Appropriations, on the other hand, is structured exactly the opposite: there’s a short clock with concrete ramifications waiting just around the corner, built into a process that neither side specifically created and, in fact, most agree is at least half-broken. This encourages a focus on the doom-and-gloom, for two reasons: first, all the bargaining leverage is in convincing the other side that a shutdown will hurt them more, and hurt them immediately. Second, the external gains from lobbying/fundraising/etc are, unlike the JSC situation, drawn from pretending that the process will fail. So, in the end, you have a world where the political actors overstate the probability of JSC success and understate the possibility of appropriations success.
4. A shutdown might look relatively benign these days, and less likely. Relatively-speaking, that is. After battling out the debt limit earlier this year, and standing in the face of fiscal collapse in Europe, the prospect of the funding gap for a few days in the federal government probably doesn’t seem nearly as high-stakes as it did in, say, 1995. I don’t think that’s true at all; a shutdown is pretty catastrophic. But I can see why it looks more and more like small beer to a lot of people. Plus, the appropriations process is not completely stalled right now. It’s actually moving in the Senate. In and of itself, that doesn’t make it any more likely to not trigger a shutdown. But it helps frame the viewpoint of observers that are used to very few bills moving through the Senate.

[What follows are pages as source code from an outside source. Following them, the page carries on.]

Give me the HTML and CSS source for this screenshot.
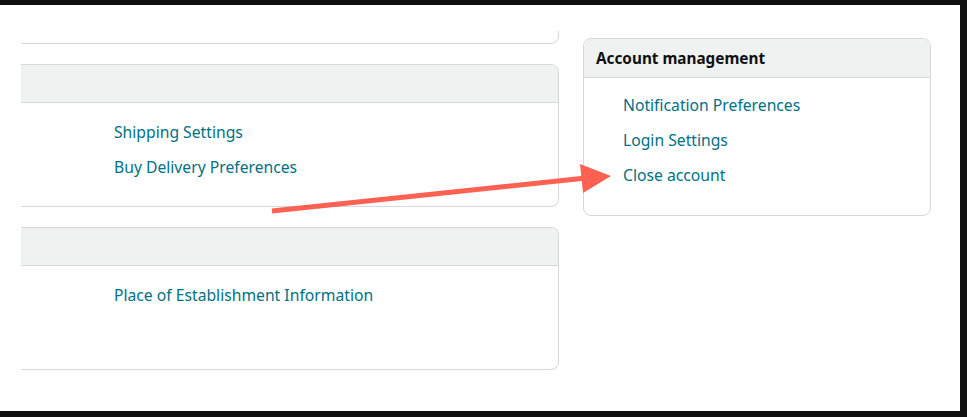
FILE: index.html
```
<!DOCTYPE html>
<html lang="en">
<head>
    <meta charset="UTF-8">
    <meta name="viewport" content="width=device-width, initial-scale=1.0">
    <title>Your Account</title>
    <link rel="stylesheet" href="styles.css">
</head>
<body>
    <div class="screen">
        <div class="main-col">
            <div class="card card-top"></div>

            <div class="card">
                <div class="card-head"></div>
                <ul class="card-links">
                    <li><a href="#">Shipping Settings</a></li>
                    <li><a href="#">Buy Delivery Preferences</a></li>
                </ul>
            </div>

            <div class="card card-short">
                <div class="card-head"></div>
                <ul class="card-links">
                    <li><a href="#">Place of Establishment Information</a></li>
                </ul>
            </div>
        </div>

        <div class="side-col">
            <div class="card side-card">
                <div class="card-head">Account management</div>
                <ul class="card-links">
                    <li><a href="#">Notification Preferences</a></li>
                    <li><a href="#">Login Settings</a></li>
                    <li><a href="#">Close account</a></li>
                </ul>
            </div>
        </div>
    </div>

    <!-- annotation arrow drawn over the page -->
    <svg class="arrow" width="967" height="417" viewBox="0 0 967 417">
        <line x1="272" y1="211" x2="586" y2="178" stroke="#fd6151" stroke-width="5"/>
        <polygon points="580,164 611,176 583,193" fill="#fd6151"/>
    </svg>
</body>
</html>
```

FILE: styles.css
```
body {
    margin: 0;
    background: #111;
    font-family: 'Noto Sans', 'Liberation Sans', Arial, sans-serif;
    position: relative;
    width: 967px;
    height: 417px;
    overflow: hidden;
}
.screen {
    margin: 5px 7px 0 0;
    height: 406px;
    background: #fff;
    display: flex;
    gap: 24px;
}
.main-col {
    width: 538px;
    padding-left: 21px;
    display: flex;
    flex-direction: column;
    gap: 20px;
}
.side-col {
    width: 348px;
    padding-top: 33px;
}
.card {
    border: 1px solid #d5d9d9;
    border-left: none;
    border-radius: 0 8px 8px 0;
    background: #fff;
    overflow: hidden;
}
.card-top {
    margin-top: 26px;
    height: 12px;
    border-top: none;
    border-radius: 0 0 8px 0;
}
.card-head {
    height: 37px;
    background: #f0f2f2;
    border-bottom: 1px solid #d5d9d9;
    font-size: 15.3px;
    font-weight: bold;
    color: #0f1111;
    line-height: 38px;
    padding-left: 12px;
}
.card-links {
    list-style-type: none;
    margin: 0;
    padding: 12px 0 0 93px;
    height: 91px;
}
.card-links li {
    line-height: 35px;
    font-size: 15.7px;
}
.card-links a {
    color: #007185;
    text-decoration: none;
}
.side-card {
    border-left: 1px solid #d5d9d9;
    border-radius: 8px;
}
.side-card .card-head {
    height: 38px;
}
.side-card .card-links {
    padding: 10px 0 0 39px;
    height: 127px;
}
.arrow {
    position: absolute;
    top: 0;
    left: 0;
    pointer-events: none;
}
```
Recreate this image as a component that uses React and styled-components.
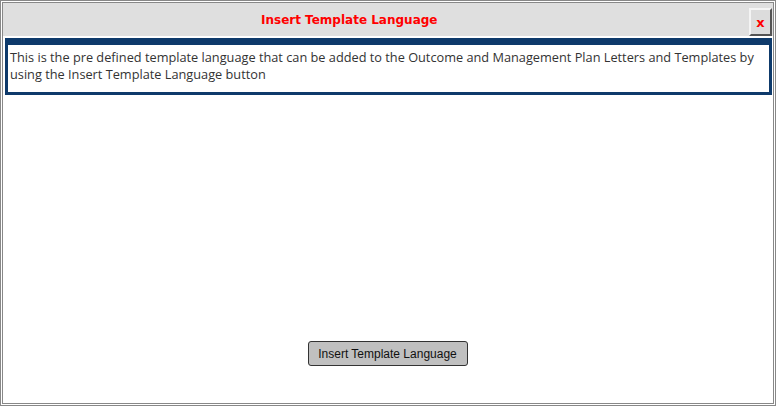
import React from 'react'
import styled, { createGlobalStyle } from 'styled-components'

const GlobalStyle = createGlobalStyle`
  html, body {
    margin: 0;
    padding: 0;
    background: #fff;
  }
  #root {
    width: 776px;
    height: 406px;
  }
`

const Dialog = styled.div`
  box-sizing: border-box;
  width: 776px;
  height: 406px;
  border: 3px double #888;
  display: flex;
  flex-direction: column;
  background: #fff;
`

const TitleBar = styled.div`
  height: 33px;
  background: #dfdfdf;
  display: flex;
  align-items: center;
  padding: 0 1px 0 258px;
`

const Title = styled.h1`
  flex: 1;
  margin: 0;
  font-family: 'DejaVu Sans', Verdana, sans-serif;
  font-size: 12px;
  font-weight: bold;
  color: #f00;
`

const CloseButton = styled.button`
  box-sizing: border-box;
  width: 23px;
  height: 28px;
  margin-top: 5px;
  padding: 0;
  background: #dcdcdc;
  border: 2px outset #f4f4f4;
  border-right-color: #a8a8a8;
  border-bottom-color: #a8a8a8;
  color: #f00;
  font-family: 'DejaVu Sans', Verdana, sans-serif;
  font-weight: bold;
  font-size: 13px;
  line-height: 1;
`

const Body = styled.div`
  flex: 1;
  display: flex;
  flex-direction: column;
  padding: 2px 1px 0 2px;
`

const InfoBox = styled.div`
  box-sizing: border-box;
  height: 57px;
  border: 3px solid #0e3a6b;
  border-top-width: 7px;
  padding: 4px 2px;
  font-family: 'Open Sans', 'Noto Sans', sans-serif;
  font-size: 12.75px;
  line-height: 17px;
  color: #333;
`

const Footer = styled.div`
  flex: 1;
  display: flex;
  justify-content: center;
  align-items: flex-end;
  padding: 0 2px 37px 0;
`

const ActionButton = styled.button`
  box-sizing: border-box;
  width: 160px;
  height: 25px;
  background: #c0c0c0;
  border: 1px solid #333;
  border-radius: 3px;
  font-family: 'Liberation Sans', Arial, sans-serif;
  font-size: 12px;
  color: #111;
  padding: 0;
`

export default function App() {
  return (
    <>
      <GlobalStyle />
      <Dialog>
        <TitleBar>
          <Title>Insert Template Language</Title>
          <CloseButton>x</CloseButton>
        </TitleBar>
        <Body>
          <InfoBox>
            This is the pre defined template language that can be added to the Outcome and Management Plan Letters and Templates by using the Insert Template Language button
          </InfoBox>
          <Footer>
            <ActionButton>Insert Template Language</ActionButton>
          </Footer>
        </Body>
      </Dialog>
    </>
  )
}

5. There are institutional media factors driving JSC-process coverage. The JSC is both easy to cover, and sexy to cover. It’s new, it’s different, and it’s promising a lot. The appropriations process, on the other hand, is complex to cover, old, and anything but sexy. Even if it succeeds, it doesn’t do anything that will light the newsstands on fire. That can’t possibly compete with something dubbed the “supercommitte.”
So where does this leave me in regard to Bernstein’s question — why are people fixated on the supercommitee?
Well, I think the answer is a mix of two things: first, the JSC-process is probably somewhat more important than he suggests, especially in that it’s failure will be important politics. This is, of course, something a self-fulfilling prophecy; the extended media coverage has helped create the public illusion of greater probable success, which in turn will intensify the politics of failure. Conversely, I think the appropriations process is somewhat less important, mostly because I rate the probability of shutdown somewhat lower than Jonathan. And that’s in part because of the existence of the JSC; it strikes me that a shutdown now would have cross-contamination politically. The loser of the shutdown might very well be blamed for the failure of the JSC. And that raises the brinksmanship, which in turn I think increases the possibility someone caves. So that’s a substantive reason.
Second, I think a lot of observers are largely ignorant of the true probabilities and true consequences of success and failure in both cases. At the voter/observer level, people want to believe in big solutions to big problems and the basic ability of democratic governance to, if not solve all problems, at least avoid all disasters. I know I have to fight that urge constantly. At the political actor level, there are a myriad of incentives for either a genuine or strategic optimism that feeds this public belief, and in any case there are self-interested incentives to prioritize and promote the special device developed to solve the big problem. I’m not a big fan of traditional arguments about press incentives, but they certainly exist too. Besides all the ones mentioned above, the press can’t ignore, day after day, everything the political actors say. And the political actors are certainly rating the JSC chances much better than Bernstein, Stan, or I do.
So, I guess I’m less baffled about the press/observer focus than Jonathan, but that doesn’t make me any less worried. I still don’t see a lot of hope for the JSC process. The whole thing reminds me of how Potter described Buchanan’s plan to solve the secession crisis in his final annual address in December 1860 — that in proposing a constitutional amendment, he had raised the stakes and elevated the process, but had done nothing to change the underlying dynamics of the situation.